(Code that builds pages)
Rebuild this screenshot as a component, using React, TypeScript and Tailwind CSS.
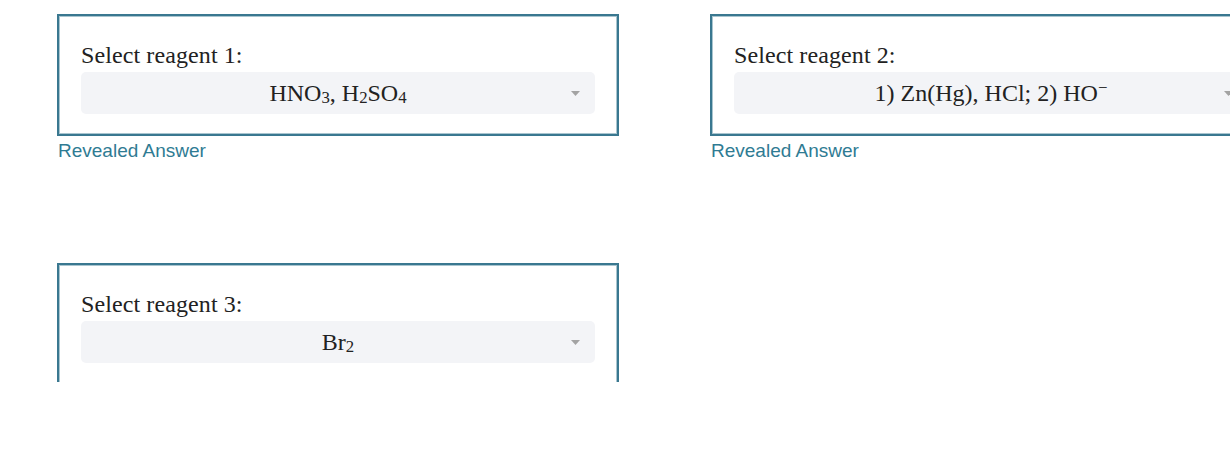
import React from "react";

function Arrow() {
  return (
    <svg width="9" height="5" viewBox="0 0 9 5">
      <path d="M0 0 L9 0 L4.5 5 Z" fill="#a3a3a3" />
    </svg>
  );
}

function Box({ label, children }: { label: string; children: React.ReactNode }) {
  return (
    <div className="w-[562px] border-2 border-[#3a7890] shadow-[inset_0_0_0_1px_#a9c5cf] px-[22px] pt-[25px] pb-[20px] flex flex-col gap-[3px]">
      <div className="text-[24px] leading-[28px] text-[#222] font-['Liberation_Serif',serif] tracking-[0.1px]">{label}</div>
      <div className="h-[42px] w-[514px] rounded-[5px] bg-[#f3f4f7] grid grid-cols-[1fr_auto_1fr] items-center text-[24px] text-[#222] font-['Liberation_Serif',serif] whitespace-nowrap">
        <div />
        <div>{children}</div>
        <div className="flex justify-end pr-[15px]">
          <Arrow />
        </div>
      </div>
    </div>
  );
}

function Revealed() {
  return (
    <div className="pl-[1px] text-[19px] leading-[22px] text-[#2f7b93] font-['Liberation_Sans',Arial,sans-serif]">
      Revealed Answer
    </div>
  );
}

const sub = "text-[0.7em] relative top-[0.12em] align-baseline";

export default function App() {
  return (
    <div className="w-[1230px] h-[458px] overflow-hidden bg-white">
      <div className="h-[382px] overflow-hidden pl-[57px] pt-[14px]">
        <div className="grid grid-cols-[562px_562px] gap-x-[91px] gap-y-[101px]">
          <div className="flex flex-col gap-[4px]">
            <Box label="Select reagent 1:">
              <span>
                HNO<span className={sub}>3</span>, H<span className={sub}>2</span>SO<span className={sub}>4</span>
              </span>
            </Box>
            <Revealed />
          </div>
          <div className="flex flex-col gap-[4px]">
            <Box label="Select reagent 2:">
              <span>
                1) Zn(Hg), HCl; 2) HO<span className="text-[0.7em] relative -top-[0.45em]">−</span>
              </span>
            </Box>
            <Revealed />
          </div>
          <div>
            <Box label="Select reagent 3:">
              <span>
                Br<span className={sub}>2</span>
              </span>
            </Box>
          </div>
        </div>
      </div>
    </div>
  );
}
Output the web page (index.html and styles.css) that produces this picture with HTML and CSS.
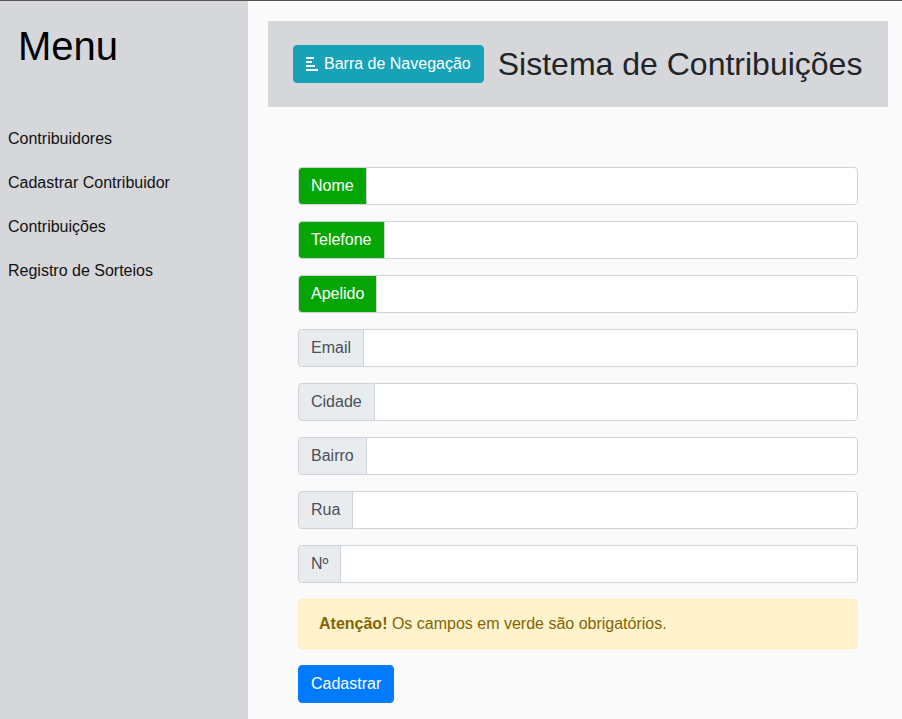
FILE: index.html
```html
<!DOCTYPE html>
<html lang="pt-BR">
<head>
<meta charset="utf-8">
<title>Sistema de Contribuições</title>
<link rel="stylesheet" href="styles.css">
</head>
<body>
<div class="page">
  <aside class="sidebar">
    <h1 class="menu-title">Menu</h1>
    <nav class="menu">
      <a href="#">Contribuidores</a>
      <a href="#">Cadastrar Contribuidor</a>
      <a href="#">Contribuições</a>
      <a href="#">Registro de Sorteios</a>
    </nav>
  </aside>
  <main class="main">
    <header class="topbar">
      <button class="nav-btn" type="button">
        <svg class="nav-icon" width="14" height="16" viewBox="0 0 14 16" aria-hidden="true">
          <rect x="0" y="1" width="8" height="2" fill="#fff"/>
          <rect x="0" y="5" width="6" height="2" fill="#fff"/>
          <rect x="0" y="9" width="9" height="2" fill="#fff"/>
          <rect x="0" y="13" width="12" height="2" fill="#fff"/>
        </svg>
        <span>Barra de Navegação</span>
      </button>
      <h2 class="title">Sistema de Contribuições</h2>
    </header>
    <form class="form">
      <div class="group"><span class="label req">Nome</span><input class="field" type="text"></div>
      <div class="group"><span class="label req">Telefone</span><input class="field" type="text"></div>
      <div class="group"><span class="label req">Apelido</span><input class="field" type="text"></div>
      <div class="group"><span class="label">Email</span><input class="field" type="text"></div>
      <div class="group"><span class="label">Cidade</span><input class="field" type="text"></div>
      <div class="group"><span class="label">Bairro</span><input class="field" type="text"></div>
      <div class="group"><span class="label">Rua</span><input class="field" type="text"></div>
      <div class="group"><span class="label">Nº</span><input class="field" type="text"></div>
      <div class="alert"><strong>Atenção!</strong> Os campos em verde são obrigatórios.</div>
      <button class="submit" type="button">Cadastrar</button>
    </form>
  </main>
</div>
</body>
</html>
```
FILE: styles.css
```css
* { box-sizing: border-box; }
html, body { margin: 0; padding: 0; }
body {
  font-family: "Liberation Sans", Arial, sans-serif;
  font-size: 16px;
  line-height: 1.5;
  color: #212529;
  border-top: 1px solid #555;
  background: #fafafa;
}
.page {
  display: flex;
  min-height: 718px;
}
.sidebar {
  width: 248px;
  flex: 0 0 248px;
  background: #d6d7db;
}
.menu-title {
  margin: 21px 0 0 18px;
  font-size: 40px;
  font-weight: 400;
  line-height: 48px;
  color: #000;
}
.menu {
  display: flex;
  flex-direction: column;
  margin-top: 47px;
}
.menu a {
  display: block;
  padding: 10px 8px;
  line-height: 24px;
  color: #111;
  text-decoration: none;
}
.main {
  flex: 1;
  min-width: 0;
  background: #fafafa;
  padding: 20px 14px 0 20px;
}
.topbar {
  display: flex;
  align-items: center;
  height: 86px;
  padding: 0 25px;
  background: #d6d7db;
}
.nav-btn {
  display: flex;
  flex-shrink: 0;
  align-items: center;
  gap: 4px;
  height: 38px;
  padding: 6px 12px;
  border: 1px solid #17a2b8;
  border-radius: 4px;
  background: #17a2b8;
  color: #fff;
  font-family: inherit;
  font-size: 16px;
  line-height: 24px;
  white-space: nowrap;
}
.nav-icon { display: block; flex-shrink: 0; }
.title {
  margin: 0 0 0 14px;
  font-size: 32px;
  font-weight: 400;
  line-height: 1.2;
  color: #212529;
  white-space: nowrap;
}
.form {
  margin: 60px 30px 0 30px;
}
.group {
  display: flex;
  height: 38px;
  margin-bottom: 16px;
}
.label {
  display: flex;
  align-items: center;
  padding: 6px 12px;
  background: #e9ecef;
  color: #495057;
  border: 1px solid #ced4da;
  border-radius: 4px 0 0 4px;
  line-height: 24px;
  white-space: nowrap;
}
.label.req {
  background: #06a506;
  color: #fff;
}
.field {
  flex: 1;
  min-width: 0;
  height: 38px;
  margin-left: -1px;
  border: 1px solid #ced4da;
  border-radius: 0 4px 4px 0;
  background: #fff;
  font-family: inherit;
  font-size: 16px;
  padding: 6px 12px;
}
.alert {
  padding: 12px 20px;
  margin-bottom: 16px;
  background: #fff3cd;
  border: 1px solid #ffeeba;
  border-radius: 4px;
  color: #856404;
  line-height: 24px;
}
.alert strong { font-weight: 700; }
.submit {
  height: 38px;
  padding: 6px 12px;
  border: 1px solid #007bff;
  border-radius: 4px;
  background: #007bff;
  color: #fff;
  font-family: inherit;
  font-size: 16px;
  line-height: 24px;
}
```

● **The problem**
Give all the lines above again, character for character, without pictures.

● **Written answer**
Rebuild this screenshot as a component, using React, TypeScript and Tailwind CSS.
import React from "react";

function Arrow() {
  return (
    <svg width="9" height="5" viewBox="0 0 9 5">
      <path d="M0 0 L9 0 L4.5 5 Z" fill="#a3a3a3" />
    </svg>
  );
}

function Box({ label, children }: { label: string; children: React.ReactNode }) {
  return (
    <div className="w-[562px] border-2 border-[#3a7890] shadow-[inset_0_0_0_1px_#a9c5cf] px-[22px] pt-[25px] pb-[20px] flex flex-col gap-[3px]">
      <div className="text-[24px] leading-[28px] text-[#222] font-['Liberation_Serif',serif] tracking-[0.1px]">{label}</div>
      <div className="h-[42px] w-[514px] rounded-[5px] bg-[#f3f4f7] grid grid-cols-[1fr_auto_1fr] items-center text-[24px] text-[#222] font-['Liberation_Serif',serif] whitespace-nowrap">
        <div />
        <div>{children}</div>
        <div className="flex justify-end pr-[15px]">
          <Arrow />
        </div>
      </div>
    </div>
  );
}

function Revealed() {
  return (
    <div className="pl-[1px] text-[19px] leading-[22px] text-[#2f7b93] font-['Liberation_Sans',Arial,sans-serif]">
      Revealed Answer
    </div>
  );
}

const sub = "text-[0.7em] relative top-[0.12em] align-baseline";

export default function App() {
  return (
    <div className="w-[1230px] h-[458px] overflow-hidden bg-white">
      <div className="h-[382px] overflow-hidden pl-[57px] pt-[14px]">
        <div className="grid grid-cols-[562px_562px] gap-x-[91px] gap-y-[101px]">
          <div className="flex flex-col gap-[4px]">
            <Box label="Select reagent 1:">
              <span>
                HNO<span className={sub}>3</span>, H<span className={sub}>2</span>SO<span className={sub}>4</span>
              </span>
            </Box>
            <Revealed />
          </div>
          <div className="flex flex-col gap-[4px]">
            <Box label="Select reagent 2:">
              <span>
                1) Zn(Hg), HCl; 2) HO<span className="text-[0.7em] relative -top-[0.45em]">−</span>
              </span>
            </Box>
            <Revealed />
          </div>
          <div>
            <Box label="Select reagent 3:">
              <span>
                Br<span className={sub}>2</span>
              </span>
            </Box>
          </div>
        </div>
      </div>
    </div>
  );
}
Output the web page (index.html and styles.css) that produces this picture with HTML and CSS.
FILE: index.html
```html
<!DOCTYPE html>
<html lang="pt-BR">
<head>
<meta charset="utf-8">
<title>Sistema de Contribuições</title>
<link rel="stylesheet" href="styles.css">
</head>
<body>
<div class="page">
  <aside class="sidebar">
    <h1 class="menu-title">Menu</h1>
    <nav class="menu">
      <a href="#">Contribuidores</a>
      <a href="#">Cadastrar Contribuidor</a>
      <a href="#">Contribuições</a>
      <a href="#">Registro de Sorteios</a>
    </nav>
  </aside>
  <main class="main">
    <header class="topbar">
      <button class="nav-btn" type="button">
        <svg class="nav-icon" width="14" height="16" viewBox="0 0 14 16" aria-hidden="true">
          <rect x="0" y="1" width="8" height="2" fill="#fff"/>
          <rect x="0" y="5" width="6" height="2" fill="#fff"/>
          <rect x="0" y="9" width="9" height="2" fill="#fff"/>
          <rect x="0" y="13" width="12" height="2" fill="#fff"/>
        </svg>
        <span>Barra de Navegação</span>
      </button>
      <h2 class="title">Sistema de Contribuições</h2>
    </header>
    <form class="form">
      <div class="group"><span class="label req">Nome</span><input class="field" type="text"></div>
      <div class="group"><span class="label req">Telefone</span><input class="field" type="text"></div>
      <div class="group"><span class="label req">Apelido</span><input class="field" type="text"></div>
      <div class="group"><span class="label">Email</span><input class="field" type="text"></div>
      <div class="group"><span class="label">Cidade</span><input class="field" type="text"></div>
      <div class="group"><span class="label">Bairro</span><input class="field" type="text"></div>
      <div class="group"><span class="label">Rua</span><input class="field" type="text"></div>
      <div class="group"><span class="label">Nº</span><input class="field" type="text"></div>
      <div class="alert"><strong>Atenção!</strong> Os campos em verde são obrigatórios.</div>
      <button class="submit" type="button">Cadastrar</button>
    </form>
  </main>
</div>
</body>
</html>
```
FILE: styles.css
```css
* { box-sizing: border-box; }
html, body { margin: 0; padding: 0; }
body {
  font-family: "Liberation Sans", Arial, sans-serif;
  font-size: 16px;
  line-height: 1.5;
  color: #212529;
  border-top: 1px solid #555;
  background: #fafafa;
}
.page {
  display: flex;
  min-height: 718px;
}
.sidebar {
  width: 248px;
  flex: 0 0 248px;
  background: #d6d7db;
}
.menu-title {
  margin: 21px 0 0 18px;
  font-size: 40px;
  font-weight: 400;
  line-height: 48px;
  color: #000;
}
.menu {
  display: flex;
  flex-direction: column;
  margin-top: 47px;
}
.menu a {
  display: block;
  padding: 10px 8px;
  line-height: 24px;
  color: #111;
  text-decoration: none;
}
.main {
  flex: 1;
  min-width: 0;
  background: #fafafa;
  padding: 20px 14px 0 20px;
}
.topbar {
  display: flex;
  align-items: center;
  height: 86px;
  padding: 0 25px;
  background: #d6d7db;
}
.nav-btn {
  display: flex;
  flex-shrink: 0;
  align-items: center;
  gap: 4px;
  height: 38px;
  padding: 6px 12px;
  border: 1px solid #17a2b8;
  border-radius: 4px;
  background: #17a2b8;
  color: #fff;
  font-family: inherit;
  font-size: 16px;
  line-height: 24px;
  white-space: nowrap;
}
.nav-icon { display: block; flex-shrink: 0; }
.title {
  margin: 0 0 0 14px;
  font-size: 32px;
  font-weight: 400;
  line-height: 1.2;
  color: #212529;
  white-space: nowrap;
}
.form {
  margin: 60px 30px 0 30px;
}
.group {
  display: flex;
  height: 38px;
  margin-bottom: 16px;
}
.label {
  display: flex;
  align-items: center;
  padding: 6px 12px;
  background: #e9ecef;
  color: #495057;
  border: 1px solid #ced4da;
  border-radius: 4px 0 0 4px;
  line-height: 24px;
  white-space: nowrap;
}
.label.req {
  background: #06a506;
  color: #fff;
}
.field {
  flex: 1;
  min-width: 0;
  height: 38px;
  margin-left: -1px;
  border: 1px solid #ced4da;
  border-radius: 0 4px 4px 0;
  background: #fff;
  font-family: inherit;
  font-size: 16px;
  padding: 6px 12px;
}
.alert {
  padding: 12px 20px;
  margin-bottom: 16px;
  background: #fff3cd;
  border: 1px solid #ffeeba;
  border-radius: 4px;
  color: #856404;
  line-height: 24px;
}
.alert strong { font-weight: 700; }
.submit {
  height: 38px;
  padding: 6px 12px;
  border: 1px solid #007bff;
  border-radius: 4px;
  background: #007bff;
  color: #fff;
  font-family: inherit;
  font-size: 16px;
  line-height: 24px;
}
```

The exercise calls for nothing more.